If you are still not acquainted with the movie “Lions for Lambs”, trust me, you already know half of the plot. It is sufficient to say that it is a combined story of three well-known actors, each of whom wants to tell a story of a tedious and long-term American war to which there is no end. Still, the ‘truth’ that, as paranoid, pessimistic and anarchistic as we know it (this is all the interest of rich oil moguls), is much stronger when told in the form of a greater scheme from whose mosaic as common people in real life we possess only small portions of unconnected greyness.

-.--.-The director of the movie is Robert Redford, who is also one of the lead actors. Since Redford, just as his colleague Brian de Palma (just for an example, his latest movie Redacted) and just like 70% of the American population, I would say modernly and justifiably anti-Bush oriented, the movie’s chief ideas are clearly sketched in the first scenes of a meeting between a sceptical reporter (the excellent Meryl Streep) and the egoistic, confident, Mr. Perfect, senator (Tom Cruise) who developed a new plan that will bring America the ultimate victory over the enemy. And as they talk about the protection of the American way of life, culprits and the withdrawal of troops and the (evident) continuation of war, the interesting part of the story is the one going on in the normal professor’s (Redford) office while a Vietnam veteran disconnected with anti-war clichés is trying to get insight into the youthful mind of a student who has become the part of the majority that does not want to be the creator of real problems, their own intellectual development and the realisation of potentials which are, we know, very fragile.

Is it at all important what the stances of the two are? A regular professor who is aware of his missed opportunities and a young man who thinks he knows everything about the world and himself? No. Not even the stance of a reporter who refuses to publish the senator’s most recent military propaganda is important because, in the end, it is our right to merely have disgruntled comments on the consequences and know that at least we have that. I could connect this with Bush’s interview with a reporter Branka Slavica, in which, I quote, the American President “did not heed the public’s opinion much” but, as always, relied on “his own intuition” and “his own values” when making difficult and vital decisions.

So why the talk between the professor and the potentially realised student? We already know that the two young men in the movie, an African American and Mexican, volunteers who are laying in a snow storm at 8,000 metres above sea level somewhere in Afghanistan awaiting certain death, will be just another proof that class and ethnic barriers cannot and will not be brought down, at least not in most cases. How do we get in the position to make decisions as common people?

With elections? They may be logical, but not radical.

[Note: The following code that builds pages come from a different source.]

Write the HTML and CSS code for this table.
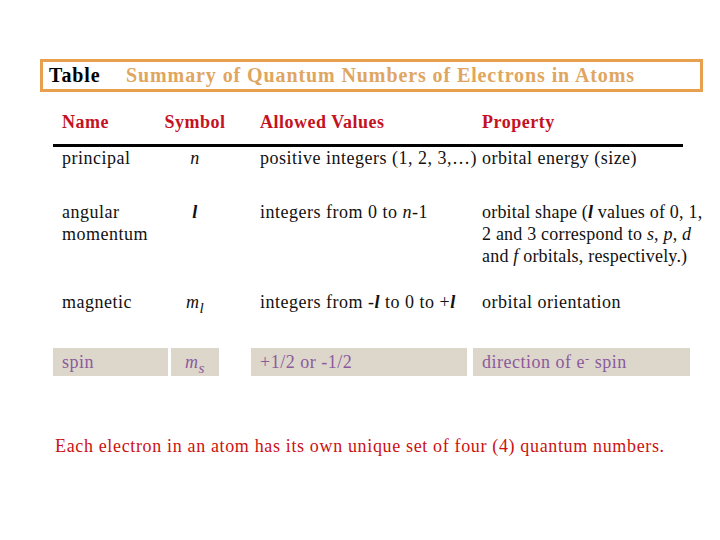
FILE: index.html
```html
<!DOCTYPE html>
<html>
<head>
<meta charset="utf-8">
<link rel="stylesheet" href="styles.css">
</head>
<body>
<div class="slide">
  <div class="caption">
    <span class="cap-label">Table</span>
    <span class="cap-title">Summary of Quantum Numbers of Electrons in Atoms</span>
  </div>
  <div class="table">
    <div class="row head">
      <div class="c1">Name</div>
      <div class="c2">Symbol</div>
      <div class="c3">Allowed Values</div>
      <div class="c4">Property</div>
    </div>
    <div class="rule"></div>
    <div class="row r-principal">
      <div class="c1">principal</div>
      <div class="c2"><i>n</i></div>
      <div class="c3">positive integers (1, 2, 3,…)</div>
      <div class="c4">orbital energy (size)</div>
    </div>
    <div class="row r-angular">
      <div class="c1">angular<br>momentum</div>
      <div class="c2"><b><i>l</i></b></div>
      <div class="c3">integers from 0 to <i>n</i>-1</div>
      <div class="c4 tight">orbital shape (<b><i>l</i></b> values of 0, 1,<br>2 and 3 correspond to <i>s</i>, <i>p</i>, <i>d</i><br>and <i>f</i> orbitals, respectively.)</div>
    </div>
    <div class="row r-magnetic">
      <div class="c1">magnetic</div>
      <div class="c2"><i>m<sub>l</sub></i></div>
      <div class="c3">integers from -<b><i>l</i></b> to 0 to +<b><i>l</i></b></div>
      <div class="c4">orbital orientation</div>
    </div>
    <div class="row r-spin">
      <div class="c1 cell">spin</div>
      <div class="c2 cell"><i>m<sub>s</sub></i></div>
      <div class="c3 cell">+1/2 or -1/2</div>
      <div class="c4 cell">direction of e<sup>-</sup> spin</div>
    </div>
  </div>
  <p class="note">Each electron in an atom has its own unique set of four (4) quantum numbers.</p>
</div>
</body>
</html>
```
FILE: styles.css
```css
html, body {
  margin: 0;
  padding: 0;
  background: #ffffff;
}
.slide {
  width: 720px;
  height: 540px;
  font-family: "Liberation Serif", "DejaVu Serif", serif;
  color: #111;
  padding-top: 59px;
  box-sizing: border-box;
}
.caption {
  margin-left: 40px;
  width: 663px;
  height: 33px;
  box-sizing: border-box;
  border: 3px solid #e8a04f;
  display: flex;
  align-items: center;
  padding-left: 6px;
  font-weight: bold;
  font-size: 20px;
  letter-spacing: 0.9px;
  white-space: nowrap;
}
.cap-label {
  color: #000;
  width: 77px;
}
.cap-title {
  color: #e0a65f;
}
.table {
  margin-left: 53px;
  width: 637px;
  font-size: 18px;
  letter-spacing: 0.5px;
}
.row {
  display: grid;
  grid-template-columns: 115px 3px 48px 32px 216px 6px 217px;
  line-height: 22px;
  white-space: nowrap;
}
.row > div {
  padding-left: 9px;
}
.row > .c1 { grid-column: 1; }
.row > .c2 {
  grid-column: 3;
  padding-left: 0;
  text-align: center;
}
.row > .c3 { grid-column: 5; }
.row > .c4 { grid-column: 7; }
.row > .tight {
  letter-spacing: 0.2px;
}
.head {
  margin-top: 19px;
  color: #c4121f;
  font-weight: bold;
}
.head > .c2 {
  display: flex;
  justify-content: center;
}
.rule {
  margin-top: 11px;
  height: 3px;
  width: 630px;
  background: #000;
}
.r-angular {
  margin-top: 32px;
}
.r-magnetic {
  margin-top: 24px;
}
.r-spin {
  margin-top: 35px;
  color: #8b5a9d;
}
.cell {
  background: #ddd6cb;
  padding-top: 3px;
  padding-bottom: 3px;
}
sub {
  font-size: 85%;
  vertical-align: -5px;
  line-height: 0;
}
sup {
  font-size: 70%;
  vertical-align: 6px;
  line-height: 0;
}
.note {
  margin: 58px 0 0 55px;
  color: #cc1111;
  font-size: 18px;
  letter-spacing: 0.65px;
  line-height: 24px;
  white-space: nowrap;
}
```
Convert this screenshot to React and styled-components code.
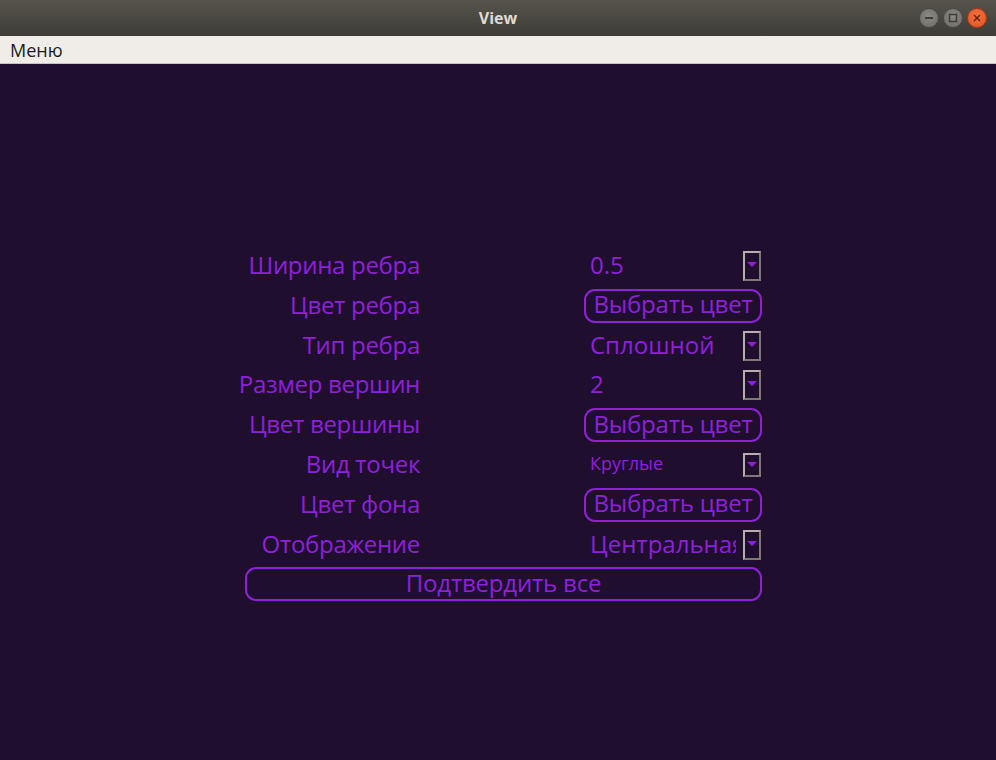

The point of the movie is that unrealised potential that the student, spurred by the professor’s arguments, discloses in the ending sequence. As he watches ‘exclusive’ news about the recent celebrity scandal, at the bottom of the screen letters disclose news about the use of a new tactic in the war against terrorism. People like scandals, gossip, crime, human tragedies… Real problems are those that hang in mid-air, noticeable, but ignored.

And in the end, what is important, is to be aware of the unfairness ruling in the whole world and ignoring it and live or both, and the most important, be human every minute?

Conclusion: the movie “Lions for Lambs” is not perfect, although it was created immaculately. Because of the fact that it leaves all the answers to us I think it has satisfied the demands of the so-called intelligent audience. And I include all those who like to stay with their own thoughts as the movie ends, perhaps think about themselves and the life they lead and then maybe apply what they have learnt.